Write out the listing below exactly, and omit any images you find in it.
|---|
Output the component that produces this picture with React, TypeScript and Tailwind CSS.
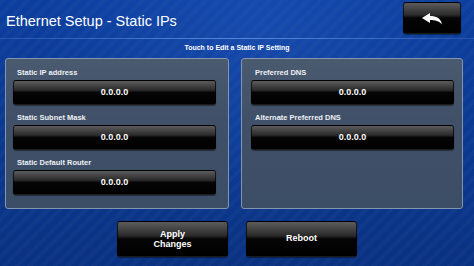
import React from "react";

const font = { fontFamily: '"Liberation Sans", Arial, sans-serif' };

const BlackButton = ({ children, className = "" }: { children: React.ReactNode; className?: string }) => (
  <div
    className={`flex items-center justify-center rounded-[3px] border border-black/70 bg-[linear-gradient(to_bottom,#5c5c5c_0%,#2a2a2a_40%,#050505_50%,#000_100%)] shadow-[0_1px_1px_rgba(0,0,0,0.4)] ${className}`}
  >
    {children}
  </div>
);

const Field = ({ label, value, first }: { label: string; value: string; first?: boolean }) => (
  <div className={first ? "" : "mt-[7px]"}>
    <div className="h-[12px] pl-[4px] text-[7.5px] font-bold leading-[12px] text-[#eef0f4]">{label}</div>
    <BlackButton className="mt-px h-[25px]">
      <span className="text-[9px] font-bold text-white">{value}</span>
    </BlackButton>
  </div>
);

const Panel = ({ fields, className = "" }: { fields: [string, string][]; className?: string }) => (
  <div
    className={`h-[151px] rounded-[3px] border border-[#8396ae] bg-[linear-gradient(to_bottom,#4a5a6f_0%,#3f5068_40%,#3c4e66_100%)] pt-[8px] ${className}`}
  >
    {fields.map(([l, v], i) => (
      <Field key={l} label={l} value={v} first={i === 0} />
    ))}
  </div>
);

export default function App() {
  return (
    <div
      style={font}
      className="relative h-[266px] w-[474px] overflow-hidden bg-[linear-gradient(to_bottom,#0c3e9f_0%,#0b3a93_45%,#0a3282_100%)]"
    >
      {/* diagonal stripe texture */}
      <div className="pointer-events-none absolute inset-0 bg-[repeating-linear-gradient(135deg,rgba(255,255,255,0.025)_0px,rgba(255,255,255,0.025)_4px,transparent_4px,transparent_9px)]" />
      <div className="pointer-events-none absolute inset-0 bg-[radial-gradient(ellipse_at_55%_10%,rgba(60,120,230,0.22),transparent_60%)]" />

      <div className="relative">
        {/* header */}
        <div className="flex h-[37px] items-start justify-between pr-[13px] pt-[2px]">
          <div className="pl-[6px] pt-[11px] text-[14.5px] leading-[16px] text-white">Ethernet Setup - Static IPs</div>
          <BlackButton className="h-[32px] w-[58px]">
            <svg width="20" height="12" viewBox="0 0 20 12" className="translate-y-px">
              <path d="M0 5 L8 0 V3 C14 3 19 5 20 11.5 C17 8 13 7 8 7 V10 Z" fill="white" />
            </svg>
          </BlackButton>
        </div>

        <div className="mt-[1px] h-px bg-[linear-gradient(to_right,rgba(90,140,220,0.3),rgba(110,160,235,0.7)_50%,rgba(90,140,220,0.3))]" />

        <div className="mt-[4px] text-center text-[7px] font-bold leading-[10px] text-white">
          Touch to Edit a Static IP Setting
        </div>

        {/* panels */}
        <div className="mt-[5px] flex gap-[12px] pl-[5px] pr-[11px]">
          <Panel
            className="w-[224px] pl-[7px] pr-[12px]"
            fields={[
              ["Static IP address", "0.0.0.0"],
              ["Static Subnet Mask", "0.0.0.0"],
              ["Static Default Router", "0.0.0.0"],
            ]}
          />
          <Panel
            className="w-[222px] pl-[9px] pr-[8px]"
            fields={[
              ["Preferred DNS", "0.0.0.0"],
              ["Alternate Preferred DNS", "0.0.0.0"],
            ]}
          />
        </div>

        {/* actions */}
        <div className="mt-[12px] flex justify-center gap-[18px]">
          <BlackButton className="h-[36px] w-[111px]">
            <span className="text-center text-[9px] font-bold leading-[10px] text-white">
              Apply
              <br />
              Changes
            </span>
          </BlackButton>
          <BlackButton className="h-[36px] w-[111px]">
            <span className="text-[9px] font-bold text-white">Reboot</span>
          </BlackButton>
        </div>
      </div>
    </div>
  );
}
|---|
* **The completed task**
Output the component that produces this picture with React, TypeScript and Tailwind CSS.
import React from "react";

const font = { fontFamily: '"Liberation Sans", Arial, sans-serif' };

const BlackButton = ({ children, className = "" }: { children: React.ReactNode; className?: string }) => (
  <div
    className={`flex items-center justify-center rounded-[3px] border border-black/70 bg-[linear-gradient(to_bottom,#5c5c5c_0%,#2a2a2a_40%,#050505_50%,#000_100%)] shadow-[0_1px_1px_rgba(0,0,0,0.4)] ${className}`}
  >
    {children}
  </div>
);

const Field = ({ label, value, first }: { label: string; value: string; first?: boolean }) => (
  <div className={first ? "" : "mt-[7px]"}>
    <div className="h-[12px] pl-[4px] text-[7.5px] font-bold leading-[12px] text-[#eef0f4]">{label}</div>
    <BlackButton className="mt-px h-[25px]">
      <span className="text-[9px] font-bold text-white">{value}</span>
    </BlackButton>
  </div>
);

const Panel = ({ fields, className = "" }: { fields: [string, string][]; className?: string }) => (
  <div
    className={`h-[151px] rounded-[3px] border border-[#8396ae] bg-[linear-gradient(to_bottom,#4a5a6f_0%,#3f5068_40%,#3c4e66_100%)] pt-[8px] ${className}`}
  >
    {fields.map(([l, v], i) => (
      <Field key={l} label={l} value={v} first={i === 0} />
    ))}
  </div>
);

export default function App() {
  return (
    <div
      style={font}
      className="relative h-[266px] w-[474px] overflow-hidden bg-[linear-gradient(to_bottom,#0c3e9f_0%,#0b3a93_45%,#0a3282_100%)]"
    >
      {/* diagonal stripe texture */}
      <div className="pointer-events-none absolute inset-0 bg-[repeating-linear-gradient(135deg,rgba(255,255,255,0.025)_0px,rgba(255,255,255,0.025)_4px,transparent_4px,transparent_9px)]" />
      <div className="pointer-events-none absolute inset-0 bg-[radial-gradient(ellipse_at_55%_10%,rgba(60,120,230,0.22),transparent_60%)]" />

      <div className="relative">
        {/* header */}
        <div className="flex h-[37px] items-start justify-between pr-[13px] pt-[2px]">
          <div className="pl-[6px] pt-[11px] text-[14.5px] leading-[16px] text-white">Ethernet Setup - Static IPs</div>
          <BlackButton className="h-[32px] w-[58px]">
            <svg width="20" height="12" viewBox="0 0 20 12" className="translate-y-px">
              <path d="M0 5 L8 0 V3 C14 3 19 5 20 11.5 C17 8 13 7 8 7 V10 Z" fill="white" />
            </svg>
          </BlackButton>
        </div>

        <div className="mt-[1px] h-px bg-[linear-gradient(to_right,rgba(90,140,220,0.3),rgba(110,160,235,0.7)_50%,rgba(90,140,220,0.3))]" />

        <div className="mt-[4px] text-center text-[7px] font-bold leading-[10px] text-white">
          Touch to Edit a Static IP Setting
        </div>

        {/* panels */}
        <div className="mt-[5px] flex gap-[12px] pl-[5px] pr-[11px]">
          <Panel
            className="w-[224px] pl-[7px] pr-[12px]"
            fields={[
              ["Static IP address", "0.0.0.0"],
              ["Static Subnet Mask", "0.0.0.0"],
              ["Static Default Router", "0.0.0.0"],
            ]}
          />
          <Panel
            className="w-[222px] pl-[9px] pr-[8px]"
            fields={[
              ["Preferred DNS", "0.0.0.0"],
              ["Alternate Preferred DNS", "0.0.0.0"],
            ]}
          />
        </div>

        {/* actions */}
        <div className="mt-[12px] flex justify-center gap-[18px]">
          <BlackButton className="h-[36px] w-[111px]">
            <span className="text-center text-[9px] font-bold leading-[10px] text-white">
              Apply
              <br />
              Changes
            </span>
          </BlackButton>
          <BlackButton className="h-[36px] w-[111px]">
            <span className="text-[9px] font-bold text-white">Reboot</span>
          </BlackButton>
        </div>
      </div>
    </div>
  );
}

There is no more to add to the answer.